OBJECTIVE – Do not include the pictures; repeat the rest of the data exactly.

Code that builds pages
------
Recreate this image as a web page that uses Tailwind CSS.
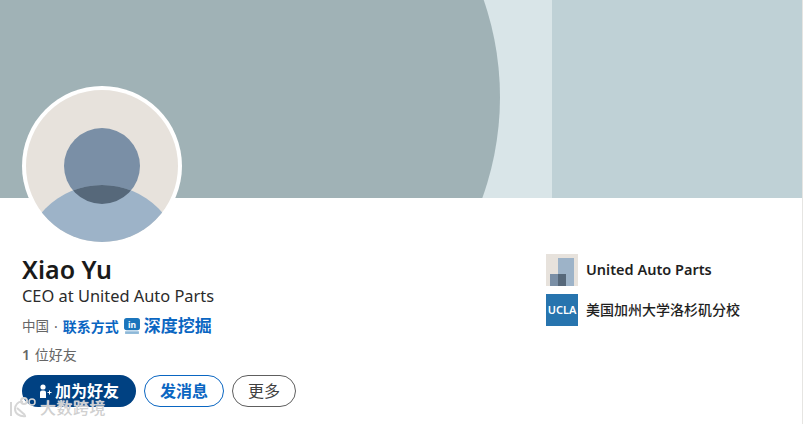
<!DOCTYPE html>
<html lang="zh">

<head>
  <meta charset="utf-8" />
  <title>Xiao Yu</title>
  <script src="https://cdn.jsdelivr.net/npm/@tailwindcss/browser@4"></script>
</head>

<body class="bg-white font-['Noto_Sans','Noto_Sans_CJK_SC',sans-serif] overflow-hidden">
  <div class="relative w-[806px] h-[424px] overflow-hidden">
    <div class="w-[803px] h-full border-r border-[#e6e5e2]">
      <!-- banner -->
      <svg class="block w-[802px] h-[198px]" viewBox="0 0 802 198">
        <rect width="802" height="198" fill="#d9e5e8" />
        <rect x="552" width="250" height="198" fill="#bfd1d6" />
        <circle cx="203" cy="97" r="297" fill="#a0b2b6" />
      </svg>

      <div class="flex justify-between pl-[22px] pr-[62px]">
        <!-- left column -->
        <div class="pt-[56px]">
          <h1 class="text-[25px] leading-[30px] font-semibold text-[#1a1a1a]">Xiao Yu</h1>
          <p class="text-[16.4px] leading-[20px] mt-[2px] text-[#2b2b2b]">CEO at United Auto Parts</p>
          <div class="flex items-center mt-[10px] h-[20px] text-[14px] text-[#666666]">
            <span class="text-[13.5px]">中国</span>
            <span class="mx-[5px]">·</span>
            <span class="font-semibold text-[#0a66c2]">联系方式</span>
            <svg class="ml-[5px] w-[16px] h-[17px]" viewBox="0 0 15 16">
              <rect width="15" height="11.5" rx="2.5" fill="#1b75bc" />
              <rect x="1" y="12.5" width="13" height="2.5" fill="#8db8d8" />
              <text x="7.5" y="9" font-size="8" font-weight="700" text-anchor="middle" fill="#ffffff">in</text>
            </svg>
            <span class="ml-[4px] text-[17px] font-semibold text-[#0a66c2]">深度挖掘</span>
          </div>
          <p class="mt-[10px] text-[14px] leading-[18px] text-[#666666]"><span class="font-semibold">1</span><span class="ml-[1px]"> 位好友</span></p>
          <div class="flex gap-[8px] mt-[11px]">
            <button class="flex items-center justify-center w-[114px] h-[32px] rounded-full bg-[#004182] text-[16px] font-semibold text-white">
              <svg class="mr-[2px] w-[14px] h-[16px]" viewBox="0 0 14 16" fill="#ffffff">
                <circle cx="4" cy="4" r="2.6" />
                <path d="M1 9.5a2 2 0 0 1 2-2h2a2 2 0 0 1 2 2V15H1z" />
                <path d="M10 7.5h1v1.5h1.5v1H11v1.5h-1V10H8.5V9H10z" />
              </svg>
              加为好友
            </button>
            <button class="w-[80px] h-[32px] rounded-full border border-[#0a66c2] text-[16px] font-semibold text-[#0a66c2]">发消息</button>
            <button class="w-[64px] h-[32px] rounded-full border border-[#5e5e5e] text-[16px] text-[#404040]">更多</button>
          </div>
        </div>

        <!-- right column -->
        <div class="flex flex-col gap-[8px] w-[194px] pt-[56px]">
          <div class="flex items-center gap-[8px]">
            <svg class="w-[32px] h-[32px]" viewBox="0 0 32 32">
              <rect width="32" height="32" fill="#e7e2dc" />
              <rect x="12" y="4" width="16" height="28" fill="#9db3c8" />
              <rect x="4" y="20" width="16" height="12" fill="#7a8fa6" />
              <rect x="12" y="20" width="8" height="12" fill="#56687a" />
            </svg>
            <span class="text-[14.5px] font-semibold text-[#1f1f1f]">United Auto Parts</span>
          </div>
          <div class="flex items-center gap-[8px]">
            <div class="flex items-center justify-center w-[32px] h-[32px] bg-[#2774ae] text-[11px] font-semibold text-white">UCLA</div>
            <span class="pb-[2px] text-[14px] font-medium text-[#1f1f1f]">美国加州大学洛杉矶分校</span>
          </div>
        </div>
      </div>
    </div>

    <!-- avatar over the banner -->
    <svg class="absolute left-[22px] top-[86px] w-[160px] h-[160px]" viewBox="0 0 160 160">
      <defs>
        <clipPath id="face"><circle cx="80" cy="80" r="76" /></clipPath>
        <clipPath id="head"><circle cx="80" cy="80" r="38" /></clipPath>
      </defs>
      <circle cx="80" cy="80" r="80" fill="#ffffff" />
      <g clip-path="url(#face)">
        <rect width="160" height="160" fill="#e7e2dc" />
        <circle cx="80" cy="80" r="38" fill="#7a8fa6" />
        <circle cx="80" cy="179" r="80" fill="#9db3c8" />
        <circle cx="80" cy="179" r="80" fill="#56687a" clip-path="url(#head)" />
      </g>
    </svg>

    <!-- watermark -->
    <div class="absolute left-[8px] top-[397px] flex items-center gap-[2px]">
      <svg class="w-[30px] h-[22px]" viewBox="0 0 30 22" fill="none" stroke="#d6d6d6" stroke-width="2">
        <path d="M3 5v14" />
        <path d="M15 5c-5-1-8 3-8 7s4 8 11 7" />
        <path d="M9 11l8 7" />
        <circle cx="16" cy="4" r="3" />
        <circle cx="24" cy="5" r="3" stroke-width="1.5" />
      </svg>
      <span class="text-[16px] leading-[22px] tracking-[0.5px] font-medium text-[#d0d0d0] [text-shadow:0_0_1px_#ffffff]">大数跨境</span>
    </div>
  </div>
</body>

</html>
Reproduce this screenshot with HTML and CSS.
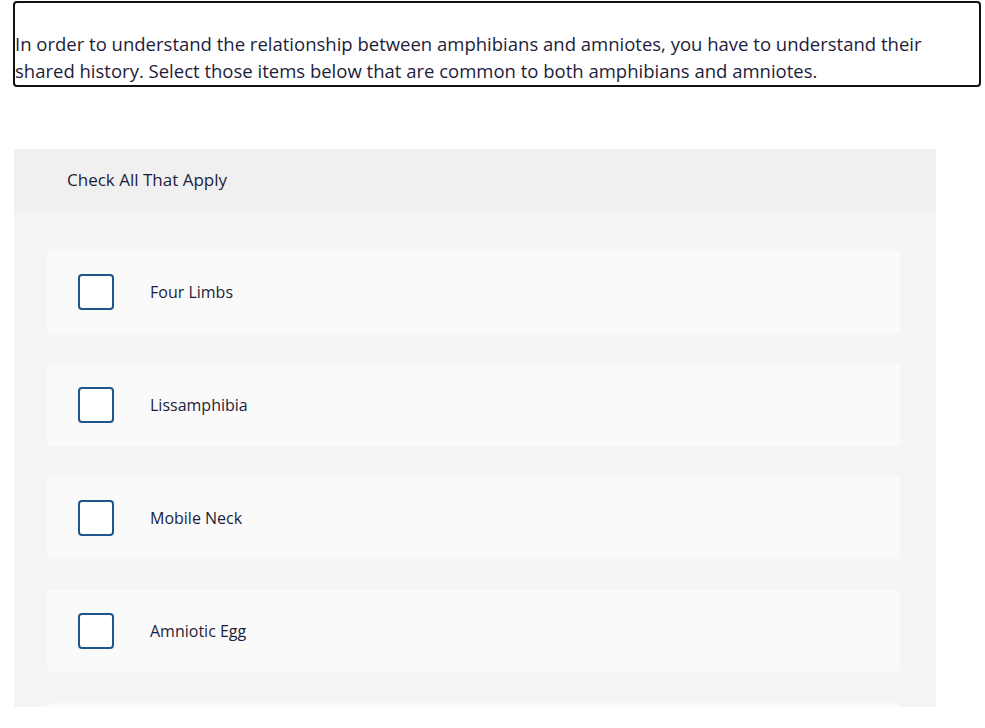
------
CORRECT RESULT –
Recreate this image as a web page that uses Tailwind CSS.
<!DOCTYPE html>
<html lang="zh">

<head>
  <meta charset="utf-8" />
  <title>Xiao Yu</title>
  <script src="https://cdn.jsdelivr.net/npm/@tailwindcss/browser@4"></script>
</head>

<body class="bg-white font-['Noto_Sans','Noto_Sans_CJK_SC',sans-serif] overflow-hidden">
  <div class="relative w-[806px] h-[424px] overflow-hidden">
    <div class="w-[803px] h-full border-r border-[#e6e5e2]">
      <!-- banner -->
      <svg class="block w-[802px] h-[198px]" viewBox="0 0 802 198">
        <rect width="802" height="198" fill="#d9e5e8" />
        <rect x="552" width="250" height="198" fill="#bfd1d6" />
        <circle cx="203" cy="97" r="297" fill="#a0b2b6" />
      </svg>

      <div class="flex justify-between pl-[22px] pr-[62px]">
        <!-- left column -->
        <div class="pt-[56px]">
          <h1 class="text-[25px] leading-[30px] font-semibold text-[#1a1a1a]">Xiao Yu</h1>
          <p class="text-[16.4px] leading-[20px] mt-[2px] text-[#2b2b2b]">CEO at United Auto Parts</p>
          <div class="flex items-center mt-[10px] h-[20px] text-[14px] text-[#666666]">
            <span class="text-[13.5px]">中国</span>
            <span class="mx-[5px]">·</span>
            <span class="font-semibold text-[#0a66c2]">联系方式</span>
            <svg class="ml-[5px] w-[16px] h-[17px]" viewBox="0 0 15 16">
              <rect width="15" height="11.5" rx="2.5" fill="#1b75bc" />
              <rect x="1" y="12.5" width="13" height="2.5" fill="#8db8d8" />
              <text x="7.5" y="9" font-size="8" font-weight="700" text-anchor="middle" fill="#ffffff">in</text>
            </svg>
            <span class="ml-[4px] text-[17px] font-semibold text-[#0a66c2]">深度挖掘</span>
          </div>
          <p class="mt-[10px] text-[14px] leading-[18px] text-[#666666]"><span class="font-semibold">1</span><span class="ml-[1px]"> 位好友</span></p>
          <div class="flex gap-[8px] mt-[11px]">
            <button class="flex items-center justify-center w-[114px] h-[32px] rounded-full bg-[#004182] text-[16px] font-semibold text-white">
              <svg class="mr-[2px] w-[14px] h-[16px]" viewBox="0 0 14 16" fill="#ffffff">
                <circle cx="4" cy="4" r="2.6" />
                <path d="M1 9.5a2 2 0 0 1 2-2h2a2 2 0 0 1 2 2V15H1z" />
                <path d="M10 7.5h1v1.5h1.5v1H11v1.5h-1V10H8.5V9H10z" />
              </svg>
              加为好友
            </button>
            <button class="w-[80px] h-[32px] rounded-full border border-[#0a66c2] text-[16px] font-semibold text-[#0a66c2]">发消息</button>
            <button class="w-[64px] h-[32px] rounded-full border border-[#5e5e5e] text-[16px] text-[#404040]">更多</button>
          </div>
        </div>

        <!-- right column -->
        <div class="flex flex-col gap-[8px] w-[194px] pt-[56px]">
          <div class="flex items-center gap-[8px]">
            <svg class="w-[32px] h-[32px]" viewBox="0 0 32 32">
              <rect width="32" height="32" fill="#e7e2dc" />
              <rect x="12" y="4" width="16" height="28" fill="#9db3c8" />
              <rect x="4" y="20" width="16" height="12" fill="#7a8fa6" />
              <rect x="12" y="20" width="8" height="12" fill="#56687a" />
            </svg>
            <span class="text-[14.5px] font-semibold text-[#1f1f1f]">United Auto Parts</span>
          </div>
          <div class="flex items-center gap-[8px]">
            <div class="flex items-center justify-center w-[32px] h-[32px] bg-[#2774ae] text-[11px] font-semibold text-white">UCLA</div>
            <span class="pb-[2px] text-[14px] font-medium text-[#1f1f1f]">美国加州大学洛杉矶分校</span>
          </div>
        </div>
      </div>
    </div>

    <!-- avatar over the banner -->
    <svg class="absolute left-[22px] top-[86px] w-[160px] h-[160px]" viewBox="0 0 160 160">
      <defs>
        <clipPath id="face"><circle cx="80" cy="80" r="76" /></clipPath>
        <clipPath id="head"><circle cx="80" cy="80" r="38" /></clipPath>
      </defs>
      <circle cx="80" cy="80" r="80" fill="#ffffff" />
      <g clip-path="url(#face)">
        <rect width="160" height="160" fill="#e7e2dc" />
        <circle cx="80" cy="80" r="38" fill="#7a8fa6" />
        <circle cx="80" cy="179" r="80" fill="#9db3c8" />
        <circle cx="80" cy="179" r="80" fill="#56687a" clip-path="url(#head)" />
      </g>
    </svg>

    <!-- watermark -->
    <div class="absolute left-[8px] top-[397px] flex items-center gap-[2px]">
      <svg class="w-[30px] h-[22px]" viewBox="0 0 30 22" fill="none" stroke="#d6d6d6" stroke-width="2">
        <path d="M3 5v14" />
        <path d="M15 5c-5-1-8 3-8 7s4 8 11 7" />
        <path d="M9 11l8 7" />
        <circle cx="16" cy="4" r="3" />
        <circle cx="24" cy="5" r="3" stroke-width="1.5" />
      </svg>
      <span class="text-[16px] leading-[22px] tracking-[0.5px] font-medium text-[#d0d0d0] [text-shadow:0_0_1px_#ffffff]">大数跨境</span>
    </div>
  </div>
</body>

</html>
Reproduce this screenshot with HTML and CSS.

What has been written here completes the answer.